Unnamed: 0,filename,page number,gazzete notice number,name of the holder,Registration numbers,Land location
0,2008_VOL4,14,43,Syprose Helida Odero,Kisumu/Ojolla/418,Kisumu
1,2008_VOL4,14,44,David Ndungu Muchiiri,Gilgil/Gilgil Block 1/500,district of Nakuru
2,2008_VOL4,14,45,Njuguna Ngamau,Shawa/Rongai Block 3/56(Sachangwan),district of Nakuru
3,2008_VOL4,14,46,Mary Njeri Nganga,Dundori/Lanet Block 13/1,district of Nakuru
4,2008_VOL4,14,47,Charles Muteru Wambugu,Gilgil/Cilgil Block 1/375,district of Nakuru


" train's shape"

(649, 6)

* Filename: Name of the PDF from which the information has been obtained.
* Page number: The page number where the gazette notice is located, for confirmation and correcting any misrepresented information.
* Name of the holder: Holder of the land mentioned. This is one of the attributes we will be extracting.
* Registration Numbers: Any LR No, IR No, CR No, or Title No mentioned in the gazette notice. If two or more are present, they are comma-separated values and also to be extracted.
* Land location: The location where the land is situated. Also to be extracted.


In [None]:
train[(train['filename'].isin(['2023_VOL168'])) & (train['gazzete notice number'].isin([9638]))]

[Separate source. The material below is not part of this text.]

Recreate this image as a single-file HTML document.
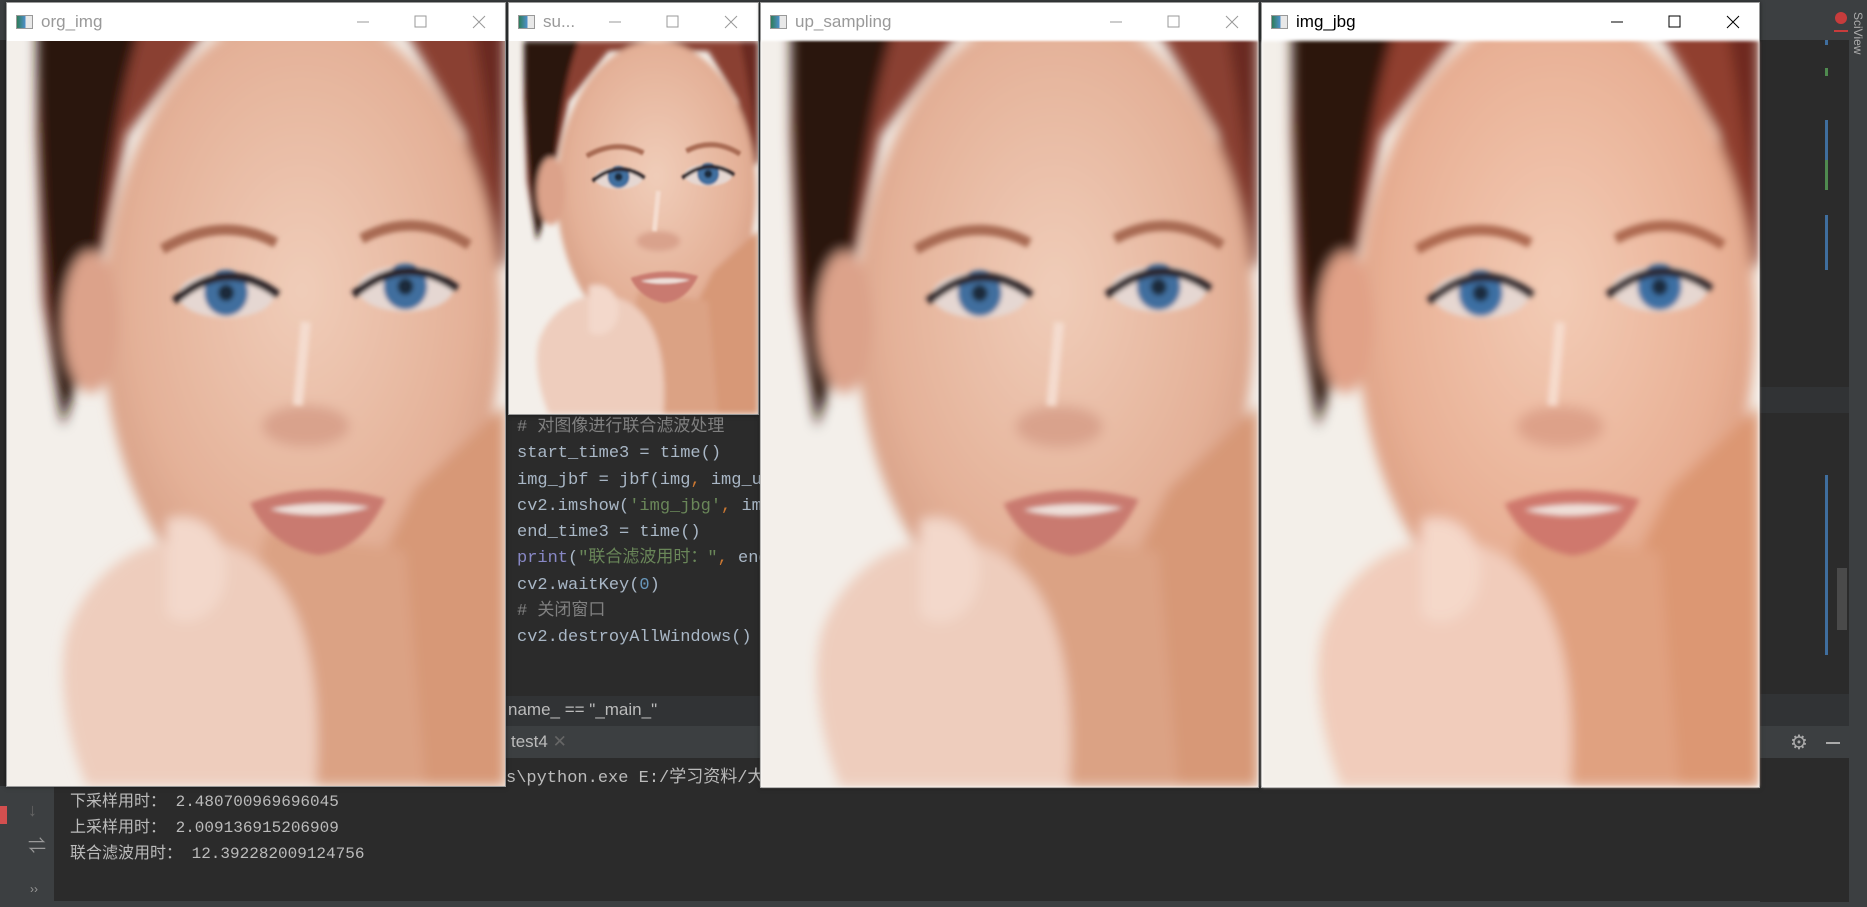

Unnamed: 0,filename,page number,gazzete notice number,name of the holder,Registration numbers,Land location
560,2023_VOL168,3156,9638,Muturi Wanaina Muturi,Sosian/Sosian Block 2/2117 (Narock Ranch),


### Test Data
* The "test" directory encompasses all the necessary data for performing inference using your trained AI models.
* The CSV files within represent the extracted information from the PDF files with corresponding filenames, but with the columns "Name of the Holder," "Registration Numbers," and "Land Location" left empty, as these are the fields we are aiming to extract.
* The "Test.csv" file amalgamates all the individual test PDF files' CSVs.

In [None]:
test = pd.read_csv("/content/gdrive/MyDrive/internal_competition/test/Test.csv")
display(" Peak into the data",
        test.head(),
        " test's shape",
        test.shape)

' Peak into the data'

Unnamed: 0,filename,gazzete notice number,name of the holder,Registration numbers,Land location
0,2023_VOL30,1430,,,
1,2023_VOL30,1431,,,
2,2023_VOL30,1432,,,
3,2023_VOL30,1433,,,
4,2023_VOL30,1434,,,


" test's shape"

(374, 5)

### Sample Submission
* The submission file is a melted version of the Test.csv
* What does this mean? Let us first take a look at the provided sample submission

In [None]:
sample_sub = pd.read_csv("/content/gdrive/MyDrive/internal_competition/sample_submission.csv")
display(sample_sub.head(), sample_sub.shape)

Unnamed: 0,id,pred
0,2023_VOL30_1430_name of the holder,
1,2023_VOL30_1431_name of the holder,
2,2023_VOL30_1432_name of the holder,
3,2023_VOL30_1433_name of the holder,
4,2023_VOL30_1434_name of the holder,


(1122, 2)

Melting is a concept in data reshaping where multiple columns, typically representing different variables, are transformed into a single column, while maintaining the relationships between them. In our context, melting involves pivoting the data from a wide format, where each observation has multiple columns, to a long format, where each observation is represented in multiple rows. This allows for easier evaluation as we will see later on

* The shape has now changed from 374 rows to 1122 rows, with the "id" column representing the filename_gazzettenoticenumber_variabletobepredicted.
* Let's explore the transformation from wide format to long format using our training dataframe.
* This conversion is crucial for ensuring a smooth evaluation phase.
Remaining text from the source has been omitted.